1. Low-Code-Entwicklung ist wirklich schneller
Selbst leistungsstarke und erfahrene agile Teams sind selten auf die gesteigerte Entwicklungsgeschwindigkeit vorbereitet, wenn sie zum ersten Mal mit Low-Code arbeiten. Agile Teams, die noch auf dem Weg zur agilen Reife sind, empfinden die Anpassung an das hohe Tempo von Low-Code als noch schwieriger.
Teams haben aufgrund der erhöhten Entwicklungsgeschwindigkeit oft Schwierigkeiten, einen ausreichenden Backlog mit entwicklungsfähigen User Stories zu führen. Dies kann zu Problemen wie diesen führen:
- Entwicklung von User Stories mit geringem Wert, weil keine anderen fertig sind.
- Start von Sprints ohne genügend feste Stories.
- Im Extremfall haben Entwickler schlichtweg nichts zu tun.
Die Pflege eines gesunden Backlogs kann für alle Teams eine Herausforderung darstellen. Doch die Geschwindigkeit von Low-Code kann diese Aufgabe noch erschweren.
2. Geschwindigkeit mit Qualität
Während Geschwindigkeit eine wichtige Metrik für den Wert von Low-Code ist, ist Geschwindigkeit mit Qualität das ultimative Ziel. Neben der Erstellung und Pflege eines Backlogs mit User Storys kann es für Teams, für die Low-Code noch neu ist, schwierig sein, mit ihrem bisherigen agilen Ansatz gleich zu Beginn des Prozesses die erforderliche Qualität zu erreichen.
Wenn Qualitätsansprüche nicht von Anfang an in den Prozess integriert sind, fällt es den Testteams oft schwer, mit neuen Entwicklungen Schritt zu halten und vor allem den Zyklus der Fehlerbehebung zu bewältigen. Das führt dazu, dass am Ende eines jeden Sprints weniger User Stories die „Definition of Done“ erfüllen.

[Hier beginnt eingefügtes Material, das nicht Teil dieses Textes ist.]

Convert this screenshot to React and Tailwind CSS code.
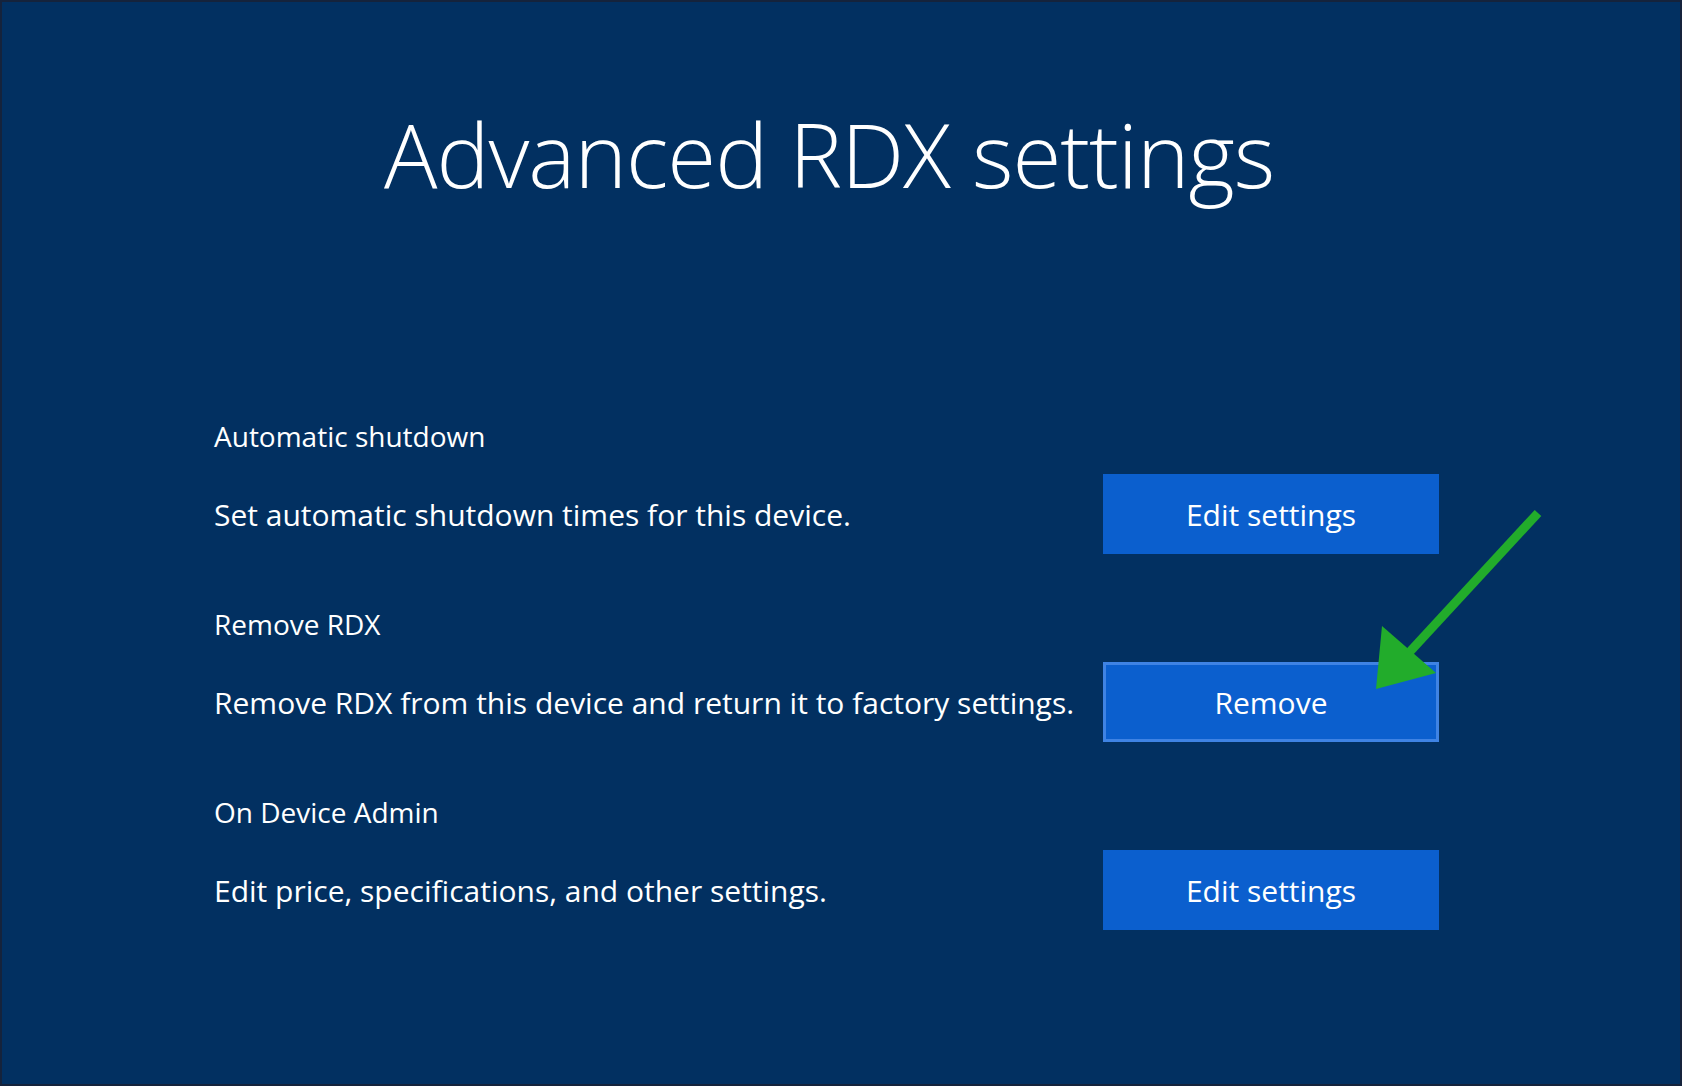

3. Stakeholder bewegen sich mit unterschiedlichen Geschwindigkeiten
Eine weitere häufige Herausforderung für Low-Code-Teams, die in großen Organisationen oder Projekten mit vielen Integrationspunkten arbeiten, ist der erhebliche Unterschied der Entwicklungsgeschwindigkeit von koabhängigen Teams. Teams, die mit Low-Code Enterprise-Applikationen erstellen und dabei Abhängigkeiten von internen und externen Teams haben, die ihrerseits mit Wasserfallmodellen oder Prozessen mit geringem agilem Reifegrad arbeiten, sind oft in ihrer Arbeit behindert oder blockiert.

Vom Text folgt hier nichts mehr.